WASHINGTON ” Just days before leaving office, the Bush administration on Wednesday pressed forward with efforts to jump-start a domestic oil shale industry, saying commercial production will help lessen the country’s dependence on imported oil.

It is offering energy companies another chance to show they can make a profit on public land in Colorado, Wyoming and Utah.

The U.S. Bureau of Land Management announced it is soliciting a second round of proposals for oil shale demonstration projects on 1.9 million acres in the three states. Projects would be limited to 640 acres per company, but the land could be converted to a commercial lease if the technologies proved successful.

The bureau estimates that Western states hold as much as 800 billion barrels of recoverable oil from shale. Oil shale is a fine-grained sedimentary rock containing organic matter. When crushed and heated, it produces a crude oil substitute.

“Broadening the scope of research into oil shale technologies will help accelerate the development of these vast western resources, and as a result lessen our dependence on foreign sources of energy,” BLM Director James Caswell said in a statement.

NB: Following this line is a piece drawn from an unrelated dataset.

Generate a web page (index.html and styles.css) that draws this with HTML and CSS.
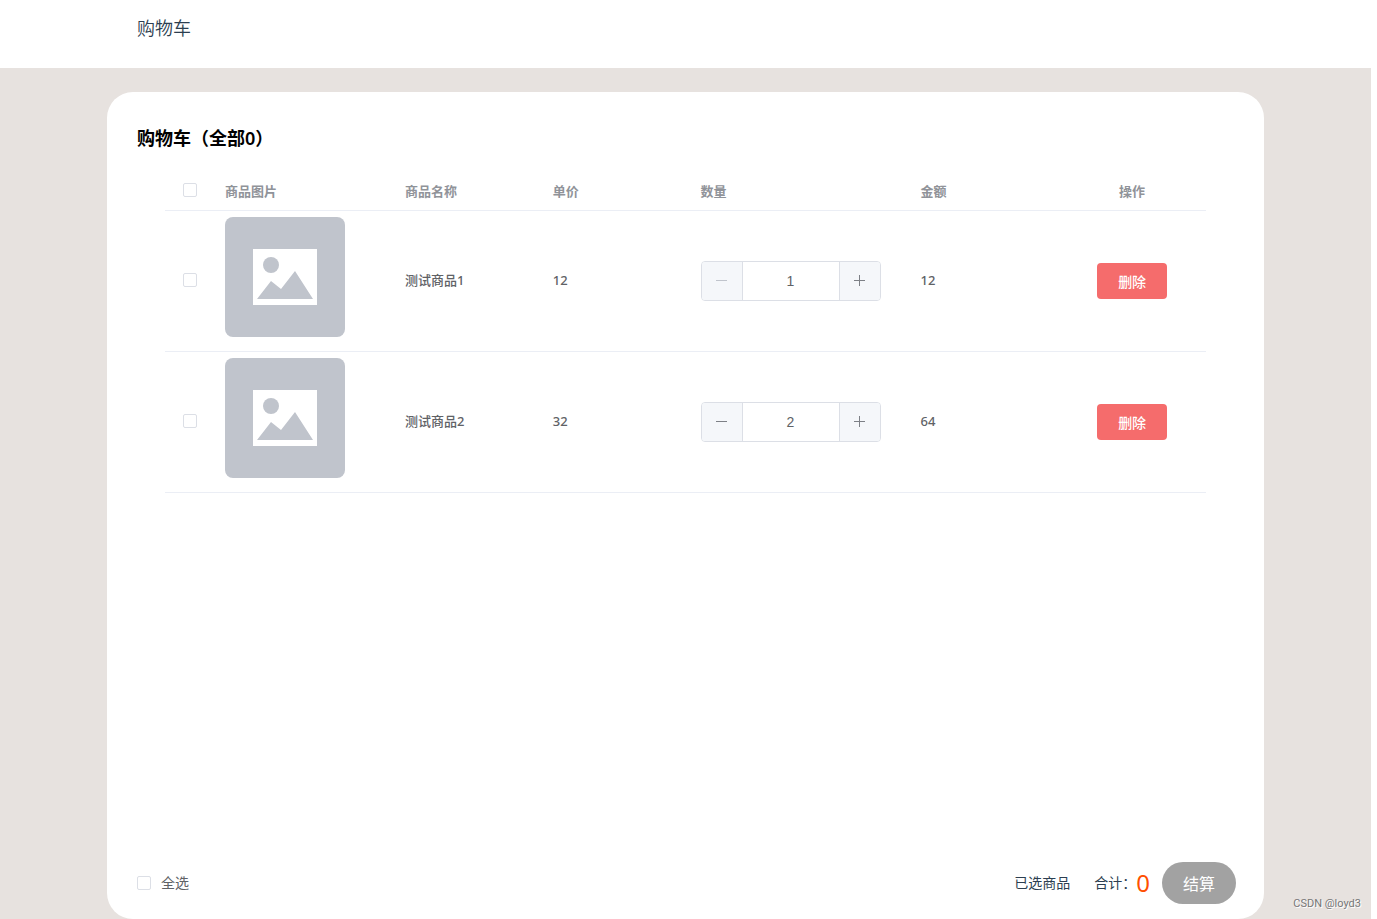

A similar solicitation in 2005 led to five demonstration projects in Colorado and one in Utah. Colorado has more oil shale than the other two states.

Last week, 12 environmental groups sent letters to the Interior Department and BLM saying they will sue unless the potential effects on endangered species are addressed. They argue a final plan and rules for the 1.9 million acres approved late last year violated federal law because the agencies did not formally consult with the U.S. Fish and Wildlife Service.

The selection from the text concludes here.